◆ **WRITTEN EXERCISE**
Beginning with the line that contains "Recreate this image", copy each subsequent line of the data below through the last one, including both ends but not the pictures.
[Begin]
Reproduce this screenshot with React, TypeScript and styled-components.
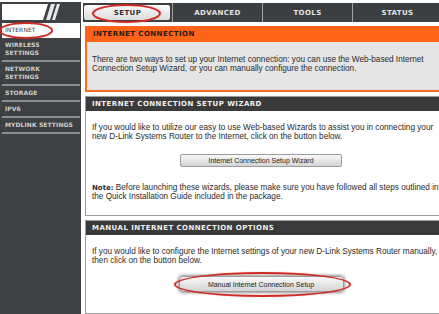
import React from 'react'
import styled, { createGlobalStyle, css } from 'styled-components'

const heading = `'DejaVu Sans', Verdana, sans-serif`
const copy = `'Liberation Sans', Arial, sans-serif`

const GlobalStyle = createGlobalStyle`
    html, body {
        margin: 0;
        padding: 0;
        background: #ffffff;
    }
`

const oval = css`
    &::after {
        content: '';
        position: absolute;
        border: 2px solid #cf2a24;
        border-radius: 50%;
        box-shadow: 0 0 1px rgba(207, 42, 36, 0.6);
        pointer-events: none;
    }
`

const Page = styled.div`
    display: flex;
    width: 439px;
    height: 314px;
    padding-top: 2px;
    box-sizing: border-box;
    overflow: hidden;
    background: #ffffff;
`

const Sidebar = styled.aside`
    flex: 0 0 81px;
    display: flex;
    flex-direction: column;
    padding: 2px 1px 0 2px;
    box-sizing: border-box;
    background: #3d4143;
`

const Logo = styled.div`
    height: 16px;
    margin: 0 1px 3px 0;

    svg {
        display: block;
    }
`

const NavList = styled.nav`
    display: flex;
    flex-direction: column;
`

const NavItem = styled.div<{ $active?: boolean }>`
    position: relative;
    padding: 3px 3px;
    font-family: ${heading};
    font-size: 6px;
    font-weight: bold;
    line-height: 8px;
    letter-spacing: 0.1px;
    text-transform: uppercase;
    color: #cfd0d0;
    border-bottom: 2px solid #8d9091;

    ${p =>
        p.$active &&
        css`
            padding: 3px 3px 4px;
            background: #ffffff;
            color: #3a3a3a;
            font-weight: normal;
            border-bottom: none;
            ${oval}
            &::after {
                left: -3px;
                top: -1px;
                width: 50px;
                height: 13px;
            }
        `}
`

const Main = styled.main`
    flex: 1;
    display: flex;
    flex-direction: column;
    margin-left: 2px;
    min-width: 0;
`

const Tabs = styled.div`
    display: grid;
    grid-template-columns: 89px 89px 89px 89px;
    column-gap: 1px;
    height: 20px;
    margin-top: 1px;
    background: #9fa3a4;
`

const Tab = styled.div<{ $active?: boolean }>`
    position: relative;
    display: flex;
    align-items: center;
    justify-content: center;
    font-family: ${heading};
    font-size: 7px;
    font-weight: bold;
    letter-spacing: 0.4px;
    color: #e3e4e4;
    background: #3b3f41;

    ${p =>
        p.$active &&
        css`
            color: #333333;

            &::before {
                content: '';
                position: absolute;
                inset: 2px 2px 2px 1px;
                background: linear-gradient(#fbfbfb, #dcdcdc);
                border-radius: 2px;
            }

            span {
                position: relative;
                z-index: 1;
            }

            ${oval}
            &::after {
                z-index: 2;
                left: 9px;
                right: 11px;
                top: 1px;
                bottom: -1px;
            }
        `}
`

const Sections = styled.div`
    display: flex;
    flex-direction: column;
    gap: 4px;
    padding: 4px 0 0 2px;
`

const Panel = styled.section<{ $tone?: 'orange' }>`
    border: 1px solid #9a9a9a;
    width: 358px;
    box-sizing: border-box;

    ${p =>
        p.$tone === 'orange' &&
        css`
            border: 2px solid #ff6a22;
            border-top: none;
        `}
`

const PanelHeader = styled.h2<{ $tone?: 'orange' }>`
    margin: 0;
    height: 14px;
    padding: 0 6px;
    display: flex;
    align-items: center;
    font-family: ${heading};
    font-size: 7px;
    font-weight: bold;
    letter-spacing: 0.45px;
    color: #f0f0f0;
    background: #3a3a3a;

    ${p =>
        p.$tone === 'orange' &&
        css`
            height: 16px;
            margin: 0 -2px;
            padding: 0 8px;
            color: #2a1a10;
            background: #ff6319;
        `}
`

const PanelBody = styled.div<{ $tone?: 'orange'; $tall?: boolean }>`
    padding: 13px 6px 0;
    min-height: ${p => (p.$tall ? 104 : 78)}px;
    box-sizing: border-box;
    background: #ffffff;

    ${p =>
        p.$tone === 'orange' &&
        css`
            min-height: 48px;
            padding: 14px 5px 0;
            background: #e5e5e5;
        `}
`

const Copy = styled.p`
    margin: 0;
    font-family: ${copy};
    font-size: 8.2px;
    line-height: 8.6px;
    color: #2a2a2a;
    white-space: nowrap;

    strong {
        font-family: ${heading};
        font-size: 7px;
    }
`

const ButtonRow = styled.div<{ $top: number; $bottom: number }>`
    display: flex;
    justify-content: center;
    margin: ${p => p.$top}px 6px ${p => p.$bottom}px 0;
`

const Button = styled.button<{ $highlight?: boolean }>`
    position: relative;
    width: 162px;
    height: 13px;
    padding: 0;
    font-family: ${copy};
    font-size: 7px;
    color: #222222;
    border: 1px solid #9c9c9c;
    border-radius: 2px;
    background: linear-gradient(#fafafa, #e2e2e2 60%, #d4d4d4);

    ${p =>
        p.$highlight &&
        css`
            width: 165px;
            height: 16px;
            border-radius: 4px;
            box-shadow: 0 0 3px 1px rgba(60, 60, 60, 0.55);
            ${oval}
            &::after {
                left: -6px;
                right: -8px;
                top: -5px;
                bottom: -6px;
            }
        `}
`

const LogoMark = () => (
    <svg width="77" height="16" viewBox="0 0 77 16">
        <rect width="77" height="16" fill="#3d4143" />
        <polygon points="0,0 46,0 41,16 0,16" fill="#ffffff" />
        <polygon points="49,0 53,0 48,16 44,16" fill="#e9e9e9" />
        <polygon points="55,0 58,0 53,16 50,16" fill="#e9e9e9" />
    </svg>
)

const navItems = ['Internet', 'Wireless Settings', 'Network Settings', 'Storage', 'IPv6', 'mydlink Settings']
const tabs = ['SETUP', 'ADVANCED', 'TOOLS', 'STATUS']

const App = () => (
    <>
        <GlobalStyle />
        <Page>
            <Sidebar>
                <Logo>
                    <LogoMark />
                </Logo>
                <NavList>
                    {navItems.map((item, index) => (
                        <NavItem key={item} $active={index === 0}>
                            {item === 'Wireless Settings' || item === 'Network Settings' ? (
                                <>
                                    {item.split(' ')[0]}
                                    <br />
                                    {item.split(' ')[1]}
                                </>
                            ) : (
                                item
                            )}
                        </NavItem>
                    ))}
                </NavList>
            </Sidebar>
            <Main>
                <Tabs>
                    {tabs.map((tab, index) => (
                        <Tab key={tab} $active={index === 0}>
                            <span>{tab}</span>
                        </Tab>
                    ))}
                </Tabs>
                <Sections>
                    <Panel $tone="orange">
                        <PanelHeader $tone="orange">INTERNET CONNECTION</PanelHeader>
                        <PanelBody $tone="orange">
                            <Copy>
                                There are two ways to set up your Internet connection: you can use the Web-based Internet
                                <br />
                                Connection Setup Wizard, or you can manually configure the connection.
                            </Copy>
                        </PanelBody>
                    </Panel>
                    <Panel>
                        <PanelHeader>INTERNET CONNECTION SETUP WIZARD</PanelHeader>
                        <PanelBody $tall>
                            <Copy>
                                If you would like to utilize our easy to use Web-based Wizards to assist you in connecting your
                                <br />
                                new D-Link Systems Router to the Internet, click on the button below.
                            </Copy>
                            <ButtonRow $top={13} $bottom={17}>
                                <Button>Internet Connection Setup Wizard</Button>
                            </ButtonRow>
                            <Copy>
                                <strong>Note:</strong> Before launching these wizards, please make sure you have followed all
                                steps outlined in
                                <br />
                                the Quick Installation Guide included in the package.
                            </Copy>
                        </PanelBody>
                    </Panel>
                    <Panel>
                        <PanelHeader>MANUAL INTERNET CONNECTION OPTIONS</PanelHeader>
                        <PanelBody>
                            <Copy>
                                If you would like to configure the Internet settings of your new D-Link Systems Router manually,
                                <br />
                                then click on the button below.
                            </Copy>
                            <ButtonRow $top={11} $bottom={10}>
                                <Button $highlight>Manual Internet Connection Setup</Button>
                            </ButtonRow>
                        </PanelBody>
                    </Panel>
                </Sections>
            </Main>
        </Page>
    </>
)

export default App
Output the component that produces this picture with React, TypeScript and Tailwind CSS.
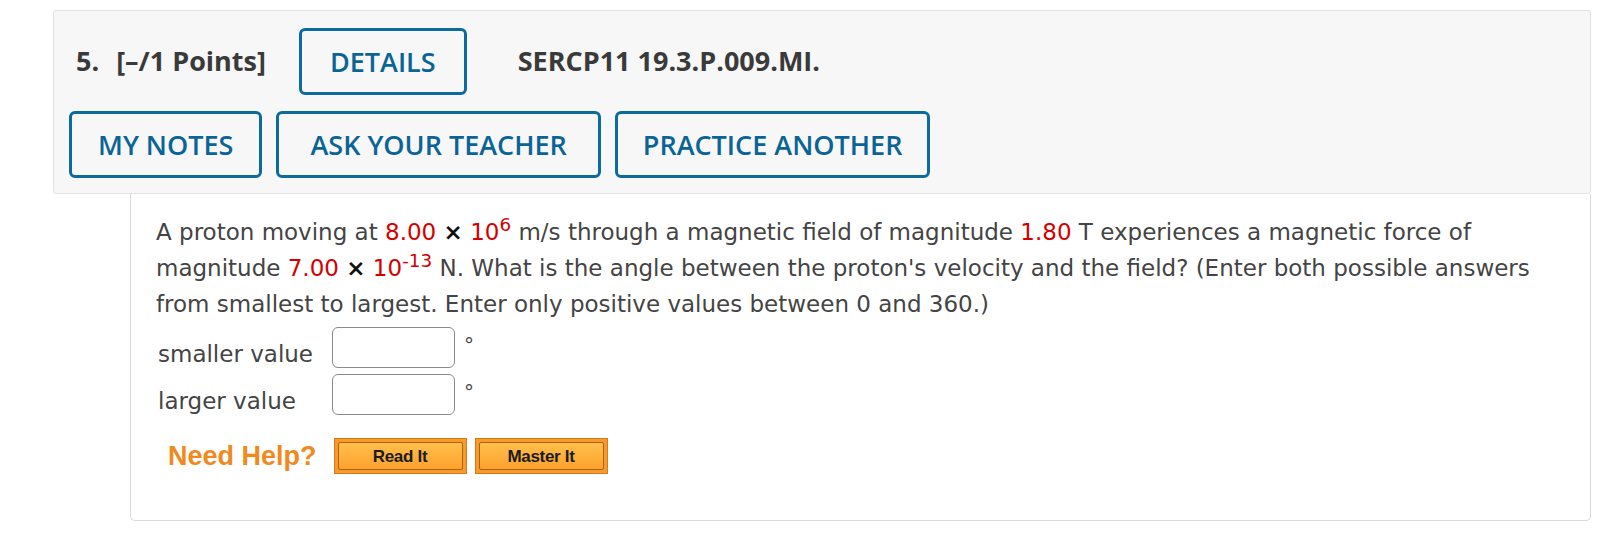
import React from "react";

const BLUE_BTN =
  "border-[3px] border-[#0d6a9c] rounded-[6px] py-[12px] leading-[37px] text-[27px] font-semibold text-[#0b6496] bg-[#f7f7f7]";

function Red({ children }: { children: React.ReactNode }) {
  return <span className="text-[#d40000]">{children}</span>;
}

function Times() {
  return <span className="font-bold text-[#111]">×</span>;
}

function OrangeButton({ label }: { label: string }) {
  return (
    <div className="h-[36px] w-[133px] bg-[#f79a2a] border border-[#d67a1c] p-[3px]">
      <div className="h-full w-full rounded-[2px] border border-[#a8641c] bg-gradient-to-b from-[#ffbf4a] to-[#fca22c] flex items-center justify-center">
        <span className="font-['Liberation_Sans',Arial,sans-serif] font-bold text-[17px] text-[#1c1c1c] tracking-[-0.3px]">
          {label}
        </span>
      </div>
    </div>
  );
}

function AnswerRow({ label }: { label: string }) {
  return (
    <div className="flex items-center h-[41px]">
      <div className="w-[176px] pl-[2px] pt-[14px]">{label}</div>
      <div className="w-[123px] h-[41px] border border-[#8a8a8a] rounded-[6px] bg-white" />
      <div className="self-start ml-[9px] text-[20px] leading-[36px]">°</div>
    </div>
  );
}

export default function App() {
  return (
    <div className="w-[1620px] h-[538px] bg-white overflow-hidden">
      <div className="pl-[53px] pt-[10px] w-[1591px]">
        {/* question header */}
        <div className="h-[184px] border border-[#e2e2e2] rounded-[3px] bg-[#f7f7f7] pl-[15px] pt-[17px] font-['Open_Sans',sans-serif]">
          <div className="flex items-center h-[67px] text-[27px] font-bold text-[#3a3a3a]">
            <span className="ml-[7px]">5.</span>
            <span className="ml-[17px]">[–/1 Points]</span>
            <button className={`${BLUE_BTN} px-[28px] ml-[33px]`}>DETAILS</button>
            <span className="ml-[51px]">SERCP11 19.3.P.009.MI.</span>
          </div>
          <div className="flex gap-[14px] mt-[16px]">
            <button className={`${BLUE_BTN} px-[26px]`}>MY NOTES</button>
            <button className={`${BLUE_BTN} px-[31px]`}>ASK YOUR TEACHER</button>
            <button className={`${BLUE_BTN} px-[25px]`}>PRACTICE ANOTHER</button>
          </div>
        </div>
      </div>

      {/* question body */}
      <div className="ml-[130px] w-[1461px] h-[327px] border-x border-b border-[#dadada] rounded-b-[5px] pl-[25px] pt-[20px] font-['DejaVu_Sans',Verdana,sans-serif] text-[23px] text-[#444]">
        <p className="w-[1390px] leading-[36px]">
          A proton moving at <Red>8.00</Red> <Times />{" "}
          <Red>
            10<sup className="text-[80%]">6</sup>
          </Red>{" "}
          m/s through a magnetic field of magnitude <Red>1.80</Red> T experiences a magnetic force of
          magnitude <Red>7.00</Red> <Times />{" "}
          <Red>
            10<sup className="text-[80%]">-13</sup>
          </Red>{" "}
          N. What is the angle between the proton's velocity and the field? (Enter both possible answers
          from smallest to largest. Enter only positive values between 0 and 360.)
        </p>
        <div className="flex flex-col gap-[6px] mt-[5px]">
          <AnswerRow label="smaller value" />
          <AnswerRow label="larger value" />
        </div>
        <div className="flex items-center mt-[21px] pl-[12px]">
          <span className="font-['Liberation_Sans',Arial,sans-serif] font-bold text-[27px] text-[#f0891e] mr-[17px]">
            Need Help?
          </span>
          <OrangeButton label="Read It" />
          <div className="w-[8px]" />
          <OrangeButton label="Master It" />
        </div>
      </div>
    </div>
  );
}
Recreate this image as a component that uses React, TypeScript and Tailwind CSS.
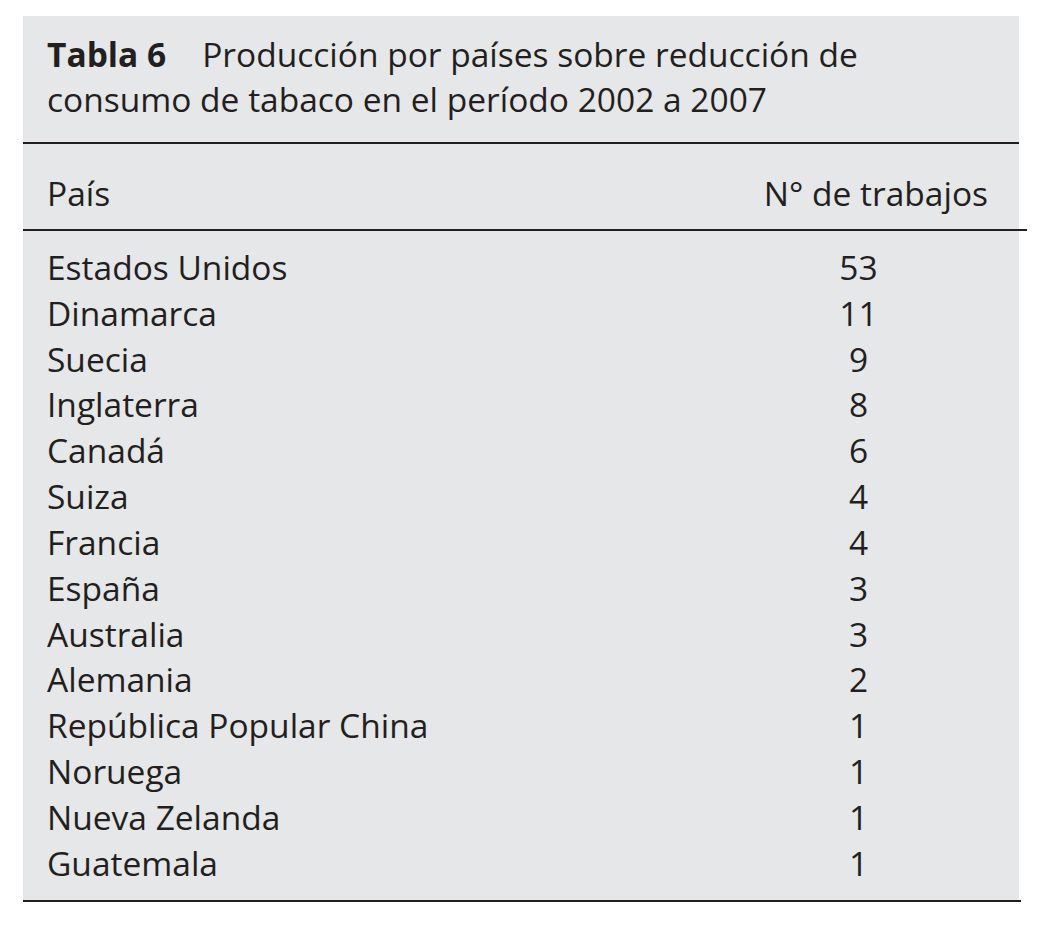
import React from "react";

const rows: [string, number][] = [
  ["Estados Unidos", 53],
  ["Dinamarca", 11],
  ["Suecia", 9],
  ["Inglaterra", 8],
  ["Canadá", 6],
  ["Suiza", 4],
  ["Francia", 4],
  ["España", 3],
  ["Australia", 3],
  ["Alemania", 2],
  ["República Popular China", 1],
  ["Noruega", 1],
  ["Nueva Zelanda", 1],
  ["Guatemala", 1],
];

export default function App() {
  return (
    <div className="w-full h-[925px] bg-white pt-[16px] pl-[23px] text-[#231f20] font-['Open_Sans',sans-serif] text-[33.5px]">
      <div className="w-[996px] bg-[#e6e7e8]">
        <div className="pt-[15.5px] pb-[20.5px] pl-[24px] leading-[45px]">
          <span className="font-bold mr-[36px]">Tabla 6</span>
          Producción por países sobre reducción de
          <br />
          consumo de tabaco en el período 2002 a 2007
        </div>
        <div className="h-[2px] w-[996px] bg-[#231f20]" />
        <div className="flex justify-between pt-[27px] pb-[12px] pl-[24px] pr-[31px] leading-[45.85px]">
          <span>País</span>
          <span>N° de trabajos</span>
        </div>
        <div className="h-[2px] w-[1004px] bg-[#231f20]" />
        <div className="pt-[14px] pb-[13px] pl-[24px] leading-[45.85px]">
          {rows.map(([name, n]) => (
            <div key={name} className="flex">
              <span className="flex-1">{name}</span>
              <span className="w-[100px] text-center mr-[110.5px]">{n}</span>
            </div>
          ))}
        </div>
      </div>
      <div className="h-[2px] w-[998px] bg-[#231f20]" />
    </div>
  );
}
[End]
◆ **SOLUTION TO THE EXERCISE**
Recreate this image as a component that uses React, TypeScript and Tailwind CSS.
import React from "react";

const rows: [string, number][] = [
  ["Estados Unidos", 53],
  ["Dinamarca", 11],
  ["Suecia", 9],
  ["Inglaterra", 8],
  ["Canadá", 6],
  ["Suiza", 4],
  ["Francia", 4],
  ["España", 3],
  ["Australia", 3],
  ["Alemania", 2],
  ["República Popular China", 1],
  ["Noruega", 1],
  ["Nueva Zelanda", 1],
  ["Guatemala", 1],
];

export default function App() {
  return (
    <div className="w-full h-[925px] bg-white pt-[16px] pl-[23px] text-[#231f20] font-['Open_Sans',sans-serif] text-[33.5px]">
      <div className="w-[996px] bg-[#e6e7e8]">
        <div className="pt-[15.5px] pb-[20.5px] pl-[24px] leading-[45px]">
          <span className="font-bold mr-[36px]">Tabla 6</span>
          Producción por países sobre reducción de
          <br />
          consumo de tabaco en el período 2002 a 2007
        </div>
        <div className="h-[2px] w-[996px] bg-[#231f20]" />
        <div className="flex justify-between pt-[27px] pb-[12px] pl-[24px] pr-[31px] leading-[45.85px]">
          <span>País</span>
          <span>N° de trabajos</span>
        </div>
        <div className="h-[2px] w-[1004px] bg-[#231f20]" />
        <div className="pt-[14px] pb-[13px] pl-[24px] leading-[45.85px]">
          {rows.map(([name, n]) => (
            <div key={name} className="flex">
              <span className="flex-1">{name}</span>
              <span className="w-[100px] text-center mr-[110.5px]">{n}</span>
            </div>
          ))}
        </div>
      </div>
      <div className="h-[2px] w-[998px] bg-[#231f20]" />
    </div>
  );
}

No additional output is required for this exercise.